The demand comes after the Tariff Authority for Major Ports (TAMP), suo moto made a 12 % cut recently in the tariffs of the DP World-run container terminal at Nhava Sheva in India’s busiest container port, Jawaharlal Nehru Port .
Together with the 16% cut affected earlier, the tariff regulator has slashed the tariffs at the Nhava Sheva International Container Terminal (NSICT) by as much as 28%, leaving the terminal operator fuming.
The tariff reduction will benefit the trade significantly in terms of lower transaction costs for export-import trade. But Wats disagrees with this view. “Tariffs at the cargo-handling terminals do not determine whether India is more competitive or less competitive in global trade,” he said.
Ganesh Raj, senior vice-president and managing director, sub-continent, DP World, said that the tariff reduction will hit “service levels” at the terminal.
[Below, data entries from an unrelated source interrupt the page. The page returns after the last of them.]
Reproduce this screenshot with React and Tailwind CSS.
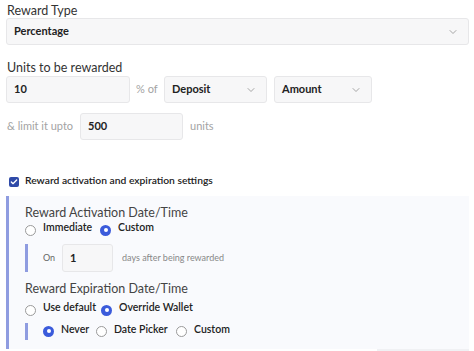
import { ChevronDown, Check } from 'lucide-react';

const font = { fontFamily: 'Lato, "Open Sans", sans-serif' };

// Select box used for the dropdowns
const Select = ({ value, className }) => (
  <div className={`flex items-center justify-between h-[27px] rounded-[3px] border border-[#e7e7e9] bg-[#f7f7f8] pl-[7px] pr-[9px] ${className}`}>
    <span className="text-[11px] font-bold text-[#222]">{value}</span>
    <ChevronDown size={12} strokeWidth={1.5} className="text-[#8a8a8a]" />
  </div>
);

const Input = ({ value, className }) => (
  <div className={`flex items-center h-[27px] rounded-[3px] border border-[#e7e7e9] bg-[#f7f7f8] px-[7px] text-[11px] font-bold text-[#222] ${className}`}>
    {value}
  </div>
);

const Radio = ({ checked, label, className }) => (
  <label className={`flex shrink-0 items-center gap-[7px] text-[10.5px] font-semibold text-[#222] whitespace-nowrap ${className}`}>
    {checked ? (
      <span className="flex shrink-0 items-center justify-center w-[11px] h-[11px] rounded-full bg-[#3b5bdb]">
        <span className="w-[4px] h-[4px] rounded-full bg-white" />
      </span>
    ) : (
      <span className="shrink-0 w-[11px] h-[11px] rounded-full border border-[#9a9a9a] bg-white" />
    )}
    <span className="-mt-[4px]">{label}</span>
  </label>
);

export default function App() {
  return (
    <div className="w-[474px] h-[351px] bg-white overflow-hidden pl-[6px] pr-[5px]" style={font}>
      <div className="text-[12.5px] text-[#333] pt-[3px] pl-[1px] leading-[16px]">Reward Type</div>
      <Select value="Percentage" className="mt-[-1px] w-full" />

      <div className="text-[12.5px] text-[#333] mt-[15px] pl-[1px] leading-[16px]">Units to be rewarded</div>
      <div className="flex items-center mt-[0px]">
        <Input value="10" className="w-[124px]" />
        <span className="ml-[6px] w-[28px] text-[11px] text-[#a3a3a3]">% of</span>
        <Select value="Deposit" className="w-[103px]" />
        <Select value="Amount" className="ml-[7px] w-[98px]" />
      </div>

      <div className="flex items-center mt-[10px]">
        <span className="pl-[1px] w-[74px] text-[11px] text-[#a3a3a3]">&amp; limit it upto</span>
        <Input value="500" className="w-[103px]" />
        <span className="ml-[7px] text-[11px] text-[#a3a3a3]">units</span>
      </div>

      <div className="flex items-center gap-[6px] mt-[35px] pl-[3px]">
        <span className="flex items-center justify-center w-[10px] h-[10px] rounded-[2px] bg-[#2f4aa8]">
          <Check size={8} strokeWidth={4} className="text-white" />
        </span>
        <span className="text-[10.3px] font-semibold text-[#222] -mt-[2px]">Reward activation and expiration settings</span>
      </div>

      <div className="mt-[8px] border-l-[3px] border-[#8f9ce0] bg-[#f9fafd] pl-[16px] pt-[9px] pb-[9px]">
        <div className="text-[12.5px] text-[#444] leading-[16px]">Reward Activation Date/Time</div>
        <div className="flex items-center mt-[3px]">
          <Radio label="Immediate" className="w-[75px]" />
          <Radio checked label="Custom" />
        </div>
        <div className="flex items-center mt-[8px] border-l-[3px] border-[#8f9ce0] h-[28px]">
          <span className="ml-[15px] w-[19px] text-[9px] text-[#666]">On</span>
          <Input value="1" className="w-[51px] h-[28px] bg-[#f5f5f6]" />
          <span className="ml-[9px] text-[9px] text-[#888]">days after being rewarded</span>
        </div>

        <div className="text-[12.5px] text-[#444] leading-[16px] mt-[9px]">Reward Expiration Date/Time</div>
        <div className="flex items-center mt-[7px]">
          <Radio label="Use default" className="w-[76px]" />
          <Radio checked label="Override Wallet" />
        </div>
        <div className="flex items-center mt-[7px] border-l-[3px] border-[#8f9ce0] h-[17px] pl-[15px]">
          <Radio checked label="Never" className="w-[53px]" />
          <Radio label="Date Picker" className="w-[80px]" />
          <Radio label="Custom" />
        </div>
      </div>
      <div className="ml-[371px] w-[92px] h-[4px] bg-[#f0f1f4]" />
    </div>
  );
}
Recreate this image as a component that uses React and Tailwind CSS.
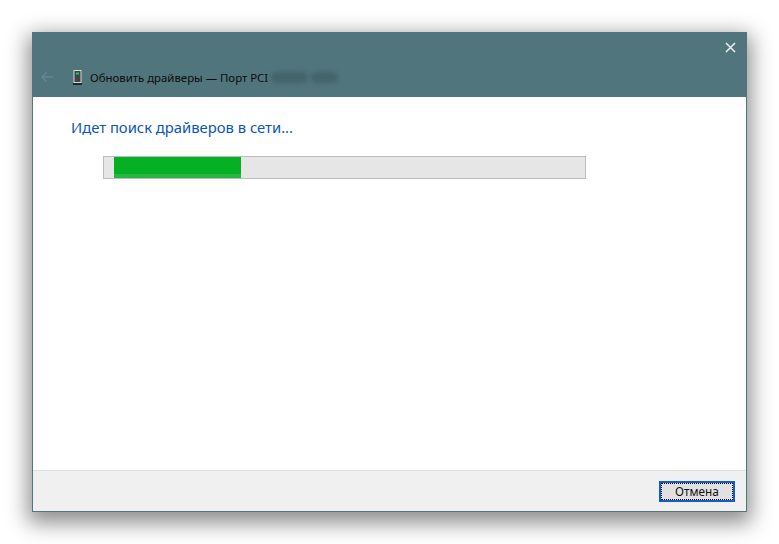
import React from 'react';

function DeviceIcon() {
  return (
    <svg width="9" height="15" viewBox="0 0 9 15" className="shrink-0 block">
      <rect x="0.5" y="0" width="8" height="13" fill="#d4d8d8" />
      <rect x="1.5" y="1" width="6" height="11" fill="#3f4446" />
      <rect x="3" y="2.5" width="3" height="2" fill="#1fd04a" />
      <rect x="0" y="13" width="9" height="2" fill="#20282a" />
    </svg>
  );
}

export default function App() {
  return (
    <div className="w-[779px] h-[544px] bg-white pl-8 pt-8 overflow-hidden" style={{ fontFamily: '"Noto Sans", "Open Sans", sans-serif' }}>
      <div className="w-[715px] h-[480px] flex flex-col border border-[#51757d] border-t-0 bg-white shadow-[0_7px_20px_4px_rgba(0,0,0,0.45)]">
        {/* шапка окна */}
        <div className="h-[65px] bg-[#51757d] -mx-px shrink-0 flex flex-col">
          <div className="h-[30px] flex justify-end items-start pt-[10px] pr-[11px]">
            <svg width="11" height="11" viewBox="0 0 11 11">
              <path d="M1 1l9 9M10 1l-9 9" stroke="#eef2f2" strokeWidth="1.5" />
            </svg>
          </div>
          <div className="flex items-center h-[30px] pl-[8px]">
            <svg width="14" height="12" viewBox="0 0 14 12">
              <path d="M13 6H2M6.5 1.5L2 6l4.5 4.5" fill="none" stroke="#628790" strokeWidth="1.5" />
            </svg>
            <div className="ml-[19px]"><DeviceIcon /></div>
            <span className="ml-[8px] mt-[1px] text-[11.4px] leading-4 text-[#0c0c0c] whitespace-nowrap">Обновить драйверы — Порт PCI</span>
            <div className="ml-[3px] mt-[1px] flex gap-[3px] blur-[2px]">
              <div className="w-[37px] h-[11px] rounded-full bg-[#44636a]" />
              <div className="w-[27px] h-[11px] rounded-full bg-[#44636a]" />
            </div>
          </div>
        </div>

        {/* содержимое */}
        <div className="flex-1 pl-[38px] pt-[20px]">
          <h1 className="text-[14.8px] leading-5 font-normal text-[#0a55b8]">Идет поиск драйверов в сети...</h1>
          <div className="mt-[19px] ml-[32px] w-[483px] h-[23px] border border-[#bcbcbc] bg-[#e6e6e6] pl-[10px]">
            <div className="w-[127px] h-full bg-[#06b025] border-b-[4px] border-[#26b83e]" />
          </div>
        </div>

        {/* нижняя панель */}
        <div className="h-[41px] shrink-0 bg-[#f0f0f0] border-t border-[#dfdfdf] flex justify-end pt-[10px] pr-[11px]">
          <button className="w-[76px] h-[21px] border-2 border-[#0a5fc8] bg-[#e1e1e1] text-[11.8px] leading-none text-[#111] outline-1 outline-dotted -outline-offset-3 outline-black">
            Отмена
          </button>
        </div>
      </div>
    </div>
  );
}
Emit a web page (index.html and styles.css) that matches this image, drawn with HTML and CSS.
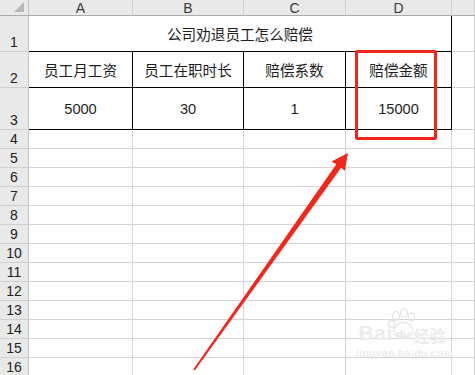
FILE: index.html
```html
<!DOCTYPE html>
<html lang="zh">
<head>
<meta charset="utf-8">
<title>公司劝退员工怎么赔偿</title>
<link rel="stylesheet" href="styles.css">
</head>
<body>
<div class="page">
  <div class="sheet">
    <div class="hd corner"><span class="tri"></span></div>
    <div class="hd col">A</div>
    <div class="hd col">B</div>
    <div class="hd col">C</div>
    <div class="hd col">D</div>
    <div class="hd col"></div>

    <div class="hd rn">1</div>
    <div class="c title">公司劝退员工怎么赔偿</div>
    <div class="c"></div>

    <div class="hd rn">2</div>
    <div class="c box">员工月工资</div>
    <div class="c box">员工在职时长</div>
    <div class="c box">赔偿系数</div>
    <div class="c box">赔偿金额</div>
    <div class="c"></div>

    <div class="hd rn">3</div>
    <div class="c box">5000</div>
    <div class="c box">30</div>
    <div class="c box">1</div>
    <div class="c box">15000</div>
    <div class="c"></div>

    <div class="hd rn">4</div><div class="c"></div><div class="c"></div><div class="c"></div><div class="c"></div><div class="c"></div>
    <div class="hd rn">5</div><div class="c"></div><div class="c"></div><div class="c"></div><div class="c"></div><div class="c"></div>
    <div class="hd rn">6</div><div class="c"></div><div class="c"></div><div class="c"></div><div class="c"></div><div class="c"></div>
    <div class="hd rn">7</div><div class="c"></div><div class="c"></div><div class="c"></div><div class="c"></div><div class="c"></div>
    <div class="hd rn">8</div><div class="c"></div><div class="c"></div><div class="c"></div><div class="c"></div><div class="c"></div>
    <div class="hd rn">9</div><div class="c"></div><div class="c"></div><div class="c"></div><div class="c"></div><div class="c"></div>
    <div class="hd rn">10</div><div class="c"></div><div class="c"></div><div class="c"></div><div class="c"></div><div class="c"></div>
    <div class="hd rn">11</div><div class="c"></div><div class="c"></div><div class="c"></div><div class="c"></div><div class="c"></div>
    <div class="hd rn">12</div><div class="c"></div><div class="c"></div><div class="c"></div><div class="c"></div><div class="c"></div>
    <div class="hd rn">13</div><div class="c"></div><div class="c"></div><div class="c"></div><div class="c"></div><div class="c"></div>
    <div class="hd rn">14</div><div class="c"></div><div class="c"></div><div class="c"></div><div class="c"></div><div class="c"></div>
    <div class="hd rn">15</div><div class="c"></div><div class="c"></div><div class="c"></div><div class="c"></div><div class="c"></div>
    <div class="hd rn">16</div><div class="c"></div><div class="c"></div><div class="c"></div><div class="c"></div><div class="c"></div>
  </div>

  <div class="redbox"></div>

  <svg class="arrow" width="475" height="375" viewBox="0 0 475 375">
    <polygon points="193.2,369.6 336.3,164.3 331.5,161.5 348,153 344.8,170.8 341.1,167.7 194.8,370.6" fill="#f3261b"/>
  </svg>

  <div class="watermark">
    <svg class="paw" width="34" height="30" viewBox="0 0 34 30">
      <g fill="none" stroke="#e6e6e6" stroke-width="1.3">
        <ellipse cx="10" cy="8" rx="3.4" ry="4.4"/>
        <ellipse cx="18" cy="5" rx="3.4" ry="4.4"/>
        <ellipse cx="25.5" cy="9" rx="3.2" ry="4"/>
        <ellipse cx="5.5" cy="16" rx="3" ry="3.6"/>
        <path d="M8 26 C6 19 13 14 18 14.5 C24 15 28 20 26 26 C23 29 11 29 8 26 Z"/>
      </g>
    </svg>
    <div class="wm-line"><span class="wm-bai">Bai</span><span class="wm-du">du</span><span class="wm-jy">经验</span></div>
    <div class="wm-url">jingyan.baidu.com</div>
  </div>
</div>
</body>
</html>
```

FILE: styles.css
```css
* { box-sizing: border-box; }
html, body { margin: 0; padding: 0; background: #ffffff; }
body {
  width: 475px;
  height: 375px;
  overflow: hidden;
  font-family: "Liberation Sans", "Noto Sans CJK SC", sans-serif;
}
.page {
  position: relative;
  width: 475px;
  height: 375px;
  overflow: hidden;
}
.sheet {
  display: grid;
  grid-template-columns: 29px 104px 111px 102px 106px 1fr;
  grid-template-rows: 16px 36px 36px 42px repeat(13, 19px);
  width: 475px;
}
.c {
  border-right: 1px solid #d4d4d4;
  border-bottom: 1px solid #d4d4d4;
  display: flex;
  align-items: center;
  justify-content: center;
  font-size: 14.6px;
  color: #1e1e1e;
  white-space: nowrap;
}
.hd {
  background: #e9e9e9;
  border-right: 1px solid #c3c3c3;
  border-bottom: 1px solid #d0d0d0;
  color: #3a3a3a;
  font-size: 14px;
  display: flex;
  justify-content: center;
  white-space: nowrap;
}
.col {
  align-items: center;
  border-bottom: 1px solid #ababab;
  border-right: 1px solid #d0d0d0;
  line-height: 1;
  padding-top: 1px;
}
.corner {
  position: relative;
  border-bottom: 1px solid #ababab;
  border-right: 1px solid #c3c3c3;
}
.tri {
  position: absolute;
  right: 4px;
  bottom: 3px;
  width: 0;
  height: 0;
  border-left: 10px solid transparent;
  border-bottom: 10px solid #b8b8b8;
}
.rn {
  align-items: flex-end;
  line-height: 1;
  padding-bottom: 2px;
  font-size: 14px;
  color: #222;
}
.title {
  grid-column: span 4;
  border-right: 1px solid #000;
  border-bottom: 1px solid #000;
}
.box {
  border-right: 1px solid #000;
  border-bottom: 1px solid #000;
}
.redbox {
  position: absolute;
  left: 355px;
  top: 50px;
  width: 82px;
  height: 90px;
  border: 3px solid #f3261b;
  border-radius: 2px;
}
.arrow {
  position: absolute;
  left: 0;
  top: 0;
}
.watermark {
  position: absolute;
  left: 356px;
  top: 322px;
  width: 92px;
  text-align: center;
}
.paw {
  position: absolute;
  left: 30px;
  top: -14px;
}
.wm-line {
  position: relative;
  display: flex;
  align-items: flex-end;
  justify-content: center;
  gap: 3px;
  font-weight: bold;
}
.wm-bai { font-size: 21px; line-height: 1; color: #ececec; letter-spacing: 0.5px; }
.wm-du { font-size: 12px; line-height: 1; color: #e8e8e8; margin-bottom: 2px; }
.wm-jy { font-size: 16px; line-height: 1; color: #ececec; font-family: "Noto Sans CJK SC", sans-serif; }
.wm-url {
  font-size: 10.5px;
  font-weight: bold;
  color: #ededed;
  margin-top: 4px;
  letter-spacing: 0.3px;
}
```
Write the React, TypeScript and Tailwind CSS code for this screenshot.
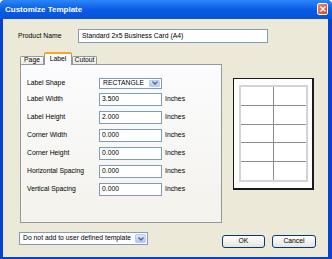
import React from "react";

const font = { fontFamily: '"Liberation Sans", Arial, sans-serif' };

function ComboArrow() {
  return (
    <span className="flex h-full w-[11px] shrink-0 items-center justify-center rounded-[1px] border border-[#b9cdf5] bg-gradient-to-b from-[#dbe6fd] to-[#b1c7f7]">
      <svg width="6" height="4" viewBox="0 0 6 4">
        <path d="M0.5 0.5 L3 3 L5.5 0.5" stroke="#4d6185" strokeWidth="1.3" fill="none" />
      </svg>
    </span>
  );
}

function Combo({ value, className }: { value: string; className: string }) {
  return (
    <div className={`flex items-stretch border border-[#7f9db9] bg-white p-px ${className}`}>
      <span className="flex flex-1 items-center pl-[2px] leading-none text-black">{value}</span>
      <ComboArrow />
    </div>
  );
}

function Field({ label, value }: { label: string; value: string }) {
  return (
    <div className="flex h-[13px] items-center">
      <span className="w-[72px] shrink-0">{label}</span>
      <div className="flex h-[13px] w-[63px] items-center border border-[#7f9db9] bg-white pl-[2px]">{value}</div>
      <span className="ml-[3px]">Inches</span>
    </div>
  );
}

function XpButton({ label, className }: { label: string; className: string }) {
  return (
    <button className={`flex h-[13px] items-center justify-center rounded-[3px] border border-[#003c74] bg-gradient-to-b from-white to-[#e6e4dc] leading-none text-black ${className}`}>
      {label}
    </button>
  );
}

export default function App() {
  const fields = [
    ["Label Width", "3.500"],
    ["Label Height", "2.000"],
    ["Corner Width", "0.000"],
    ["Corner Height", "0.000"],
    ["Horizontal Spacing", "0.000"],
    ["Vertical Spacing", "0.000"],
  ];

  return (
    <div className="flex h-[259px] w-[332px] flex-col overflow-hidden rounded-t-[5px] bg-[#0843d0] text-[6.8px] text-black" style={font}>
      {/* title bar */}
      <div className="flex h-[19px] shrink-0 items-center bg-gradient-to-b from-[#2d86f8] via-[#0a5ce6] to-[#0752d8] pl-[5px] pr-[4px]">
        <span className="text-[8px] font-bold text-white">Customize Template</span>
        <span className="ml-auto mt-[-1px] flex h-[12px] w-[11px] items-center justify-center rounded-[2px] border border-white bg-gradient-to-br from-[#e98c6e] to-[#c8401f]">
          <svg width="6" height="6" viewBox="0 0 6 6">
            <path d="M0.5 0.5 L5.5 5.5 M5.5 0.5 L0.5 5.5" stroke="white" strokeWidth="1.4" />
          </svg>
        </span>
      </div>

      {/* body */}
      <div className="mb-[2px] ml-[3px] mr-[4px] flex flex-1 flex-col bg-[#ece9d8] pt-[10px]">
        <div className="flex items-center pl-[15px]">
          <span className="w-[60px] shrink-0">Product Name</span>
          <div className="flex h-[14px] w-[190px] items-center border border-[#7f9db9] bg-white pl-[3px]">
            Standard 2x5 Business Card (A4)
          </div>
        </div>

        <div className="mt-[9px] flex">
          {/* tabs */}
          <div className="ml-[17px] flex w-[202px] flex-col">
            <div className="flex h-[12px] items-end">
              <div className="flex h-[8px] w-[24px] items-center justify-center rounded-t-[2px] border border-b-0 border-[#919b9c] bg-gradient-to-b from-white to-[#ecebe5]">
                Page
              </div>
              <div className="relative z-10 -mb-px flex h-[13px] w-[28px] items-center justify-center rounded-t-[2px] border-x border-t-2 border-[#919b9c] border-t-[#f5a623] bg-[#fcfcfe]">
                Label
              </div>
              <div className="flex h-[8px] w-[25px] items-center justify-center rounded-t-[2px] border border-b-0 border-[#919b9c] bg-gradient-to-b from-white to-[#ecebe5]">
                Cutout
              </div>
            </div>
            <div className="flex h-[159px] flex-col gap-[5px] border border-[#919b9c] bg-gradient-to-b from-[#fcfcfe] to-[#f3f2ec] pl-[6px] pt-[13px]">
              <div className="flex h-[10px] items-center">
                <span className="w-[72px] shrink-0">Label Shape</span>
                <Combo value="RECTANGLE" className="h-[11px] w-[63px]" />
              </div>
              {fields.map(([l, v]) => (
                <Field key={l} label={l} value={v} />
              ))}
            </div>
          </div>

          {/* preview */}
          <div className="ml-[11px] mt-[26px] flex h-[112px] w-[81px] items-start border border-r-2 border-b-2 border-[#1a1a1a] bg-white pl-[5px] pt-[6px]">
            <div className="grid h-[97px] w-[69px] grid-cols-2 grid-rows-5 gap-px border-2 border-[#d4d4d4] bg-[#8c8c8c]">
              {Array.from({ length: 10 }).map((_, i) => (
                <div key={i} className="bg-white" />
              ))}
            </div>
          </div>
        </div>

        <div className="mt-[9px] flex items-start">
          <Combo value="Do not add to user defined template" className="ml-[16px] h-[13px] w-[129px]" />
          <div className="ml-auto mr-[12px] mt-[3px] flex gap-[7px]">
            <XpButton label="OK" className="w-[43px]" />
            <XpButton label="Cancel" className="w-[44px]" />
          </div>
        </div>
      </div>
    </div>
  );
}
NSICT was the first terminal to be run by a private entity (P&O Ports) after the government opened up the major ports sector for private investments in the late 1990s. Currently, the tariffs levied by the operators are fixed with the prior approval of TAMP.
NSICT as well as container terminals at Chennai, Vizag and Mundra ports (a Gujarat government-owned port) came into the fold of DP World following its global takeover of P&O Ports in March 2006.
Initially, when it started operations, the tariffs of NSICT were 16% higher than the tariffs of the adjacent container terminal run by the government at JN Port.
A few years later, the tariffs at NSICT were brought on par with the government-run terminal. This has now been cut by another 12 %.
The government, however, feels that the time has not yet come for leaving tariff fixation to market forces.
“We may look at a market-driven tariff mechanism after 10 years,” said R.K. Jain, managing director, Indian Ports Association (IPA), the umbrella body representing all the 11 major ports in the country.
TAMP chairman A.L. Bongirwar agrees with this view. “The policy of regulation has come to stay in the country,” he says.
Tariff regulation will have to stay until competition comes. Competition does not mean two-three different operators. Competition means creating 30-40% excess capacity than needed,” Bongirwar told Mint.